Dr. Stiles will give her talk “Ever so Far at Close Shooting Range: Warhol’s Polaroid Photographs” on Friday, November 12th at 4:30 pm. in Fine Arts 102
Kristine Stiles is professor of Art, Art History & Visual Studies at Duke University. She received her Ph.D. from the University of California at Berkeley. She is an internationally recognized specialist in contemporary global art and theory, performance art, and destruction, violence, and trauma in art. She has taught and lectured internationally on the subject of “cultures of trauma,” the term she coined in 1993 to theorize visual representations of trauma in art, literature, film, and society.

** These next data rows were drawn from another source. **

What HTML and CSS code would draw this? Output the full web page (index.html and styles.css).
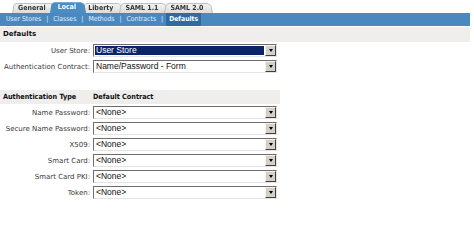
FILE: index.html
```html
<!DOCTYPE html>
<html>
<head>
<meta charset="utf-8">
<link rel="stylesheet" href="styles.css">
</head>
<body>
<div class="page">
  <div class="tabs">
    <div class="tab">General</div>
    <div class="tab active">Local</div>
    <div class="tab">Liberty</div>
    <div class="tab">SAML 1.1</div>
    <div class="tab">SAML 2.0</div>
  </div>
  <div class="subnav">
    <span class="sub">User Stores</span><span class="sep">|</span>
    <span class="sub">Classes</span><span class="sep">|</span>
    <span class="sub">Methods</span><span class="sep">|</span>
    <span class="sub">Contracts</span><span class="sep">|</span>
    <span class="sub current">Defaults</span>
  </div>
  <div class="section-head">Defaults</div>
  <div class="form">
    <div class="row">
      <label class="lbl">User Store:</label>
      <div class="select"><span class="val selected">User Store</span><span class="arrow"><i></i></span></div>
    </div>
    <div class="row">
      <label class="lbl">Authentication Contract:</label>
      <div class="select"><span class="val">Name/Password - Form</span><span class="arrow"><i></i></span></div>
    </div>
  </div>
  <div class="table-head">
    <span class="th1">Authentication Type</span>
    <span class="th2">Default Contract</span>
  </div>
  <div class="form list">
    <div class="row"><label class="lbl">Name Password:</label><div class="select"><span class="val">&lt;None&gt;</span><span class="arrow"><i></i></span></div></div>
    <div class="row"><label class="lbl">Secure Name Password:</label><div class="select"><span class="val">&lt;None&gt;</span><span class="arrow"><i></i></span></div></div>
    <div class="row"><label class="lbl">X509:</label><div class="select"><span class="val">&lt;None&gt;</span><span class="arrow"><i></i></span></div></div>
    <div class="row"><label class="lbl">Smart Card:</label><div class="select"><span class="val">&lt;None&gt;</span><span class="arrow"><i></i></span></div></div>
    <div class="row"><label class="lbl">Smart Card PKI:</label><div class="select"><span class="val">&lt;None&gt;</span><span class="arrow"><i></i></span></div></div>
    <div class="row"><label class="lbl">Token:</label><div class="select"><span class="val">&lt;None&gt;</span><span class="arrow"><i></i></span></div></div>
  </div>
</div>
</body>
</html>
```

FILE: styles.css
```css
html, body {
  margin: 0;
  padding: 0;
  background: #ffffff;
}
.page {
  font-family: "DejaVu Sans", Verdana, sans-serif;
  font-size: 7px;
  color: #222;
  width: 474px;
}
.tabs {
  display: flex;
  height: 13px;
  padding-left: 12px;
  align-items: flex-end;
}
.tab {
  position: relative;
  height: 11px;
  line-height: 12px;
  padding: 0 7px 0 6px;
  margin-right: -1px;
  font-family: "DejaVu Sans Condensed", "DejaVu Sans", sans-serif;
  font-weight: bold;
  font-size: 7px;
  color: #333;
  z-index: 1;
}
.tab::before {
  content: "";
  position: absolute;
  left: 0;
  right: -3px;
  top: 0;
  bottom: 0;
  background: linear-gradient(#f4f4f4, #dcdcdc);
  border: 1px solid #bdbdbd;
  border-bottom: none;
  border-radius: 4px 5px 0 0;
  transform: perspective(12px) rotateX(6deg);
  transform-origin: bottom;
  z-index: -1;
}
.tab.active {
  color: #fff;
  height: 12px;
  line-height: 13px;
  z-index: 2;
}
.tab.active::before {
  background: #4b8cc2;
  border-color: #4b8cc2;
  left: -2px;
  right: -3px;
}
.subnav {
  width: 470px;
  height: 13px;
  background: #4a89bf;
  display: flex;
  align-items: stretch;
  padding-left: 6px;
  box-sizing: border-box;
  color: #e4eef8;
  font-family: "DejaVu Sans Condensed", "DejaVu Sans", sans-serif;
  font-size: 6.8px;
  line-height: 13px;
}
.sep {
  margin: 0 5px;
}
.sub.current {
  background: #2f6aa0;
  color: #fff;
  font-weight: bold;
  padding: 0 3px 0 3px;
  margin-left: -2px;
}
.section-head {
  width: 470px;
  height: 15px;
  line-height: 15px;
  background: #efeeed;
  font-weight: bold;
  padding-left: 3px;
  box-sizing: border-box;
  margin-top: 1px;
  color: #111;
}
.form {
  display: flex;
  flex-direction: column;
  gap: 3px;
  padding-top: 2px;
}
.list {
  padding-top: 2px;
}
.row {
  display: flex;
  align-items: center;
  height: 13px;
}
.lbl {
  width: 93px;
  text-align: right;
  padding-right: 3px;
  box-sizing: border-box;
  flex: none;
  color: #3a3a3a;
  white-space: nowrap;
}
.select {
  width: 184px;
  height: 13px;
  display: flex;
  box-sizing: border-box;
  border-top: 1px solid #6e6e6e;
  border-left: 1px solid #6e6e6e;
  border-right: 1px solid #e4e4e4;
  border-bottom: 1px solid #e4e4e4;
  background: #fff;
  font-family: "Liberation Sans", Arial, sans-serif;
  font-size: 8.5px;
}
.val {
  flex: 1;
  line-height: 11px;
  padding-left: 2px;
  color: #111;
  white-space: nowrap;
}
.val.selected {
  background: #0a246a;
  color: #fff;
  margin: 1px;
  padding-left: 1px;
  line-height: 9px;
}
.arrow {
  width: 11px;
  flex: none;
  background: #d4d0c8;
  border: 1px solid;
  border-color: #f4f4f4 #404040 #404040 #f4f4f4;
  box-sizing: border-box;
  display: flex;
  align-items: center;
  justify-content: center;
}
.arrow i {
  width: 0;
  height: 0;
  border-left: 2.5px solid transparent;
  border-right: 2.5px solid transparent;
  border-top: 3px solid #000;
}
.table-head {
  width: 280px;
  height: 14px;
  line-height: 14px;
  background: #efeeed;
  margin-top: 17px;
  display: flex;
  font-family: "DejaVu Sans Condensed", "DejaVu Sans", sans-serif;
  font-weight: bold;
  font-size: 7.2px;
  color: #111;
}
.th1 {
  width: 93px;
  padding-left: 3px;
  box-sizing: border-box;
}
```
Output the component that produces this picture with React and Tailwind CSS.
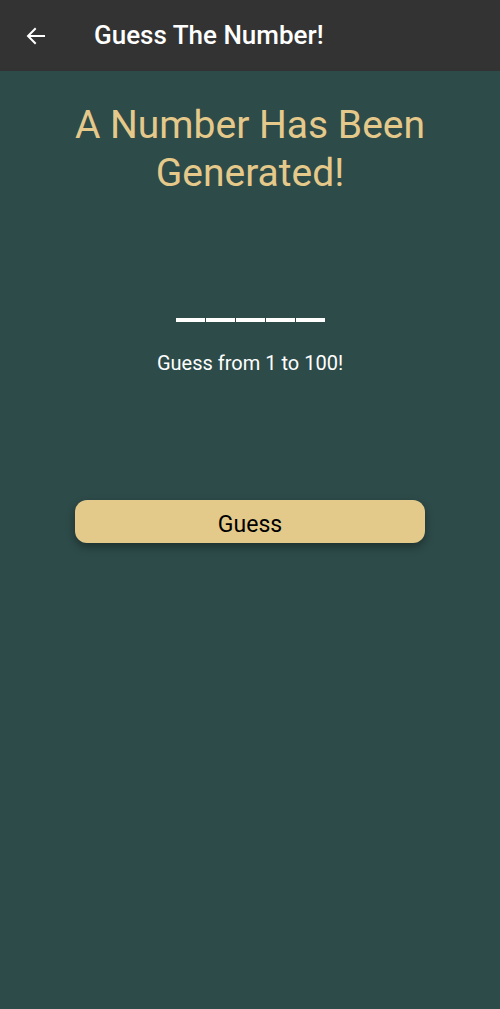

Stiles is the co-editor with Peter Selz of Theories and Documents of Contemporary Art: A Sourcebook of Artists’ Writings (1996), forthcoming from the University of California Press in November 2010 in a 2nd edition, revised and expanded by Stiles. Her book Correspondence Course: An Epistolary History of Carolee Schneemann and her Circle is also forthcoming in November 2010 from Duke University Press.
She is currently completing Concerning Consequences of Trauma in Art and Culture (University of Chicago Press, 2011), and Uncorrupted Joy: Art Actions, History, and Social Value (University of California Press, 2012). With Dr. Kathy O’Dell, she is also working on World Art Since 1945, a survey of global art.
Stiles has authored numerous artists’ monographs; published widely in international art journals, exhibition catalogues, and artist’s books, including most recently Marina Abramovic (Phaidon Press, 2008) and States of Mind: Dan & Lia Perjovschi (2007).
She is the recipient of numerous fellowships, including an Honorary Doctorate from Dartington College of Arts & University of Plymouth, England; the J. William Fulbright; and the John Simon Guggenheim for her work on documentary photography of the nuclear age. Stiles is also an artist and equestrian.